Task brief
Transcribe only the part of the material below that begins at the line containing "Rebuild this screenshot" and ends at the line containing "import React from", with both kept and images left out.

Listed records
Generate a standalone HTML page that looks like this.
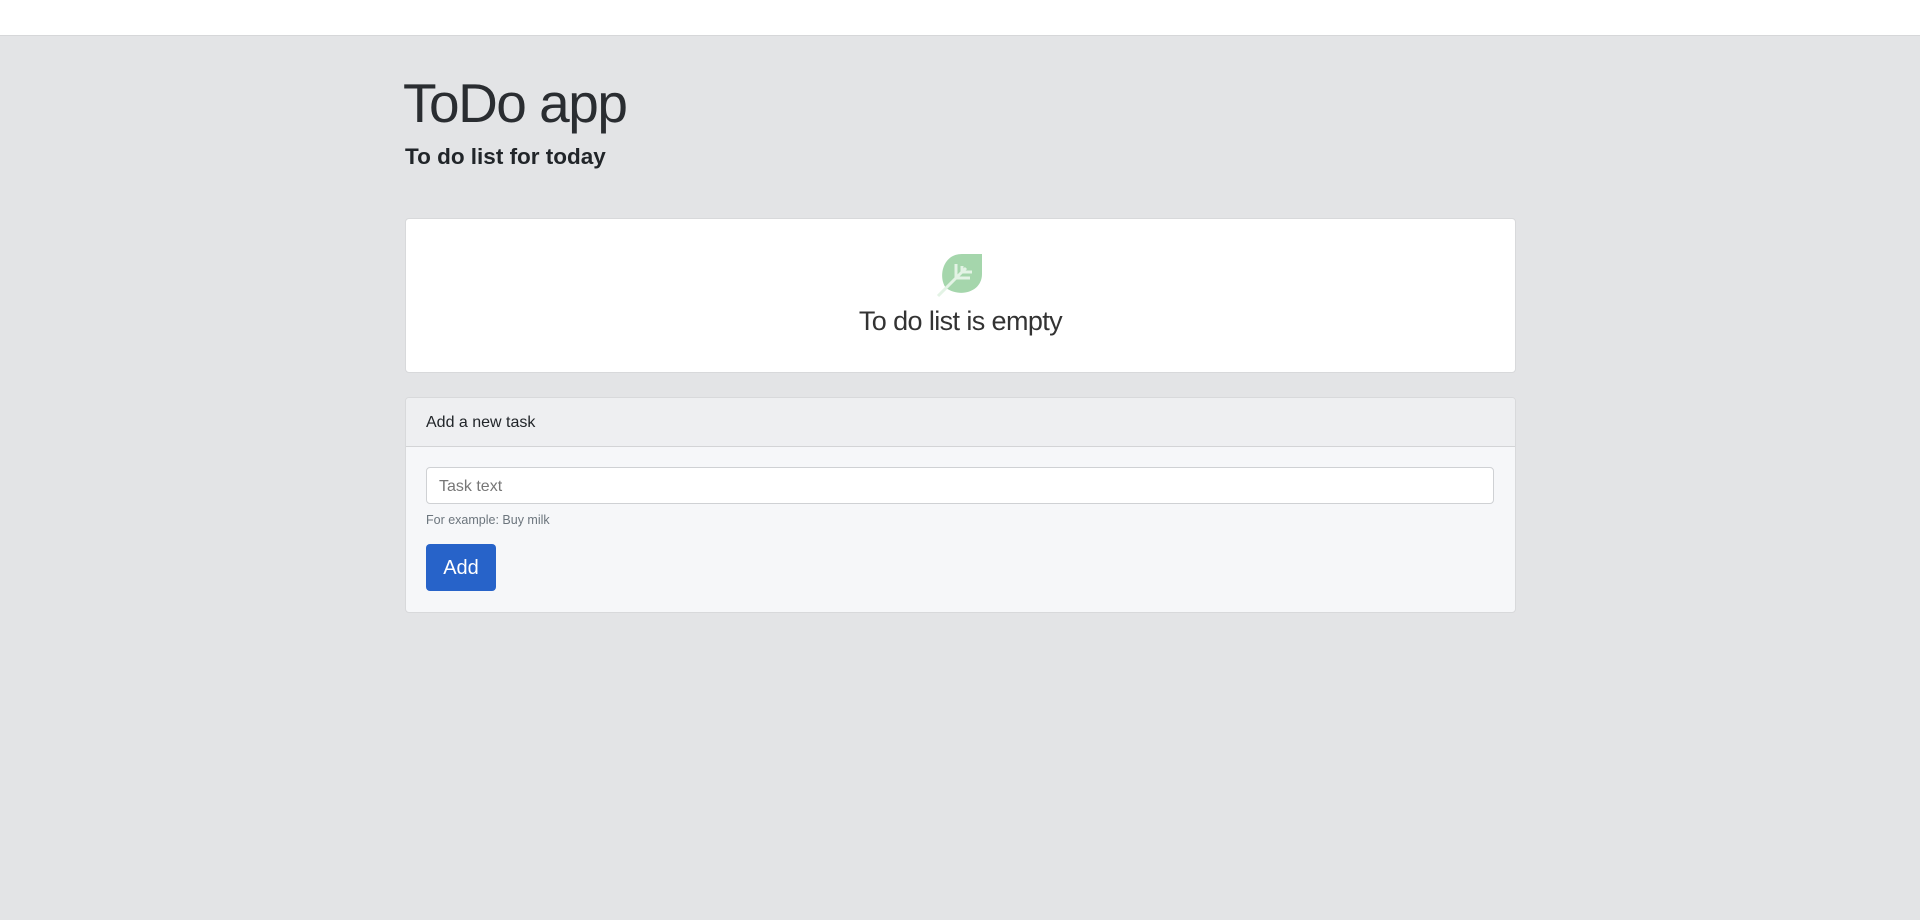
<!DOCTYPE html>
<html><head><meta charset="utf-8"><style>
body{margin:0;width:1920px;height:920px;background:#e3e4e6;font-family:"Liberation Sans",sans-serif;color:#212529;overflow:hidden}
.top{height:35px;background:#fff;border-bottom:1px solid #d6d7d9}
.wrap{position:absolute;left:405px;width:1109px}
h1{position:absolute;left:403px;top:68px;margin:0;font-size:55px;font-weight:300;letter-spacing:-1.5px;line-height:70px;color:#2a2d31}
h2{position:absolute;left:405px;top:142px;margin:0;font-size:22.5px;font-weight:bold;line-height:30px}
.c1{top:218px;height:153px;background:#fff;border:1px solid #d8d9db;border-radius:4px}
.c1 svg{position:absolute;left:530px;top:29px}
.c1 .t{position:absolute;left:0;right:0;top:87px;text-align:center;font-size:27px;font-weight:300;color:#333;letter-spacing:-0.6px}
.c2{top:397px;height:214px;background:#f6f7f9;border:1px solid #d8d9db;border-radius:4px;overflow:hidden}
.hd{height:48px;background:#eeeff1;border-bottom:1px solid #d3d4d6;font-size:16px;line-height:50px;padding-left:20px}
.inp{position:absolute;left:20px;top:69px;height:37px;background:#fff;border:1px solid #cfd1d4;border-radius:4px;font-size:16px;color:#777;line-height:37px;padding-left:12px;box-sizing:border-box;width:1068px}
.help{position:absolute;left:20px;top:115px;font-size:12.5px;color:#6c757d}
.btn{position:absolute;left:20px;top:146px;width:70px;height:47px;background:#2763c9;border-radius:4px;color:#fff;font-size:20px;line-height:49px;text-align:center}
</style></head><body>
<div class="top"></div>
<h1>ToDo app</h1>
<h2>To do list for today</h2>
<div class="wrap c1">
<svg width="50" height="50" viewBox="0 0 50 50"><path d="M10 40 C2 30 6 6 26 6 L46 6 L46 26 C46 44 24 50 10 40Z" fill="#a5d6ac"/><path d="M2 48 L30 20 M20 16 V30 M26 18 V24 H36 M20 30 H34" stroke="#e3f3e5" stroke-width="3" fill="none"/></svg>
<div class="t">To do list is empty</div>
</div>
<div class="wrap c2">
<div class="hd">Add a new task</div>
<div class="inp">Task text</div>
<div class="help">For example: Buy milk</div>
<div class="btn">Add</div>
</div>
</body></html>
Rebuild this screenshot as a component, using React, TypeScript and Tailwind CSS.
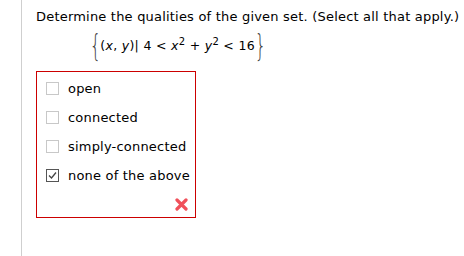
import React from "react";

const options = [
  { label: "open", checked: false },
  { label: "connected", checked: false },
  { label: "simply-connected", checked: false },
  { label: "none of the above", checked: true },
];

function Box({ checked }: { checked: boolean }) {
  return (
    <span
      className={
        "flex h-[13px] w-[13px] shrink-0 items-center justify-center border bg-white " +
        (checked ? "border-[#555]" : "border-[#c8c8c8]")
      }
    >
      {checked && (
        <svg width="11" height="11" viewBox="0 0 11 11">
          <path d="M2 5.5 L4.5 8 L9 2.5" fill="none" stroke="#444" strokeWidth="1.3" />
        </svg>
      )}
    </span>
  );
}

export default function App() {
  return (
    <div className="h-[256px] w-[464px] bg-white font-['DejaVu_Sans',Verdana,sans-serif] text-[13px] tracking-[0.2px] text-black">
      <div className="ml-[21px] flex h-full flex-col border-l border-[#cfcfcf] pl-[14px] pt-[9px]">
        <p className="leading-[16px]">Determine the qualities of the given set. (Select all that apply.)</p>

        <div className="ml-[53px] mt-[6px] flex h-[30px] items-center leading-none">
          <span className="-ml-[3px] -mr-[5px] scale-x-[0.6] text-[30px] font-extralight text-[#444]">{"{"}</span>
          <span className="text-[12.5px] tracking-[0.3px]">
            (<i>x</i>, <i>y</i>)| 4 &lt; <i>x</i>
            <sup className="text-[10px]">2</sup> + <i>y</i>
            <sup className="text-[10px]">2</sup> &lt; 16
          </span>
          <span className="-ml-[4px] scale-x-[0.6] text-[30px] font-extralight text-[#444]">{"}"}</span>
        </div>

        <div className="mt-[10px] flex w-[160px] flex-col border border-[#cc0000] pl-[9px] pt-[2px]">
          {options.map((o) => (
            <label key={o.label} className="flex h-[29px] items-center gap-[9px]">
              <Box checked={o.checked} />
              <span className="leading-none">{o.label}</span>
            </label>
          ))}
          <div className="flex justify-end pb-[6px] pr-[7px] pt-[8px]">
            <svg width="13" height="13" viewBox="0 0 13 13">
              <path d="M2 2 L11 11 M11 2 L2 11" stroke="#f0505a" strokeWidth="3.2" strokeLinecap="round" />
            </svg>
          </div>
        </div>
      </div>
    </div>
  );
}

Final result
Rebuild this screenshot as a component, using React, TypeScript and Tailwind CSS.
import React from "react";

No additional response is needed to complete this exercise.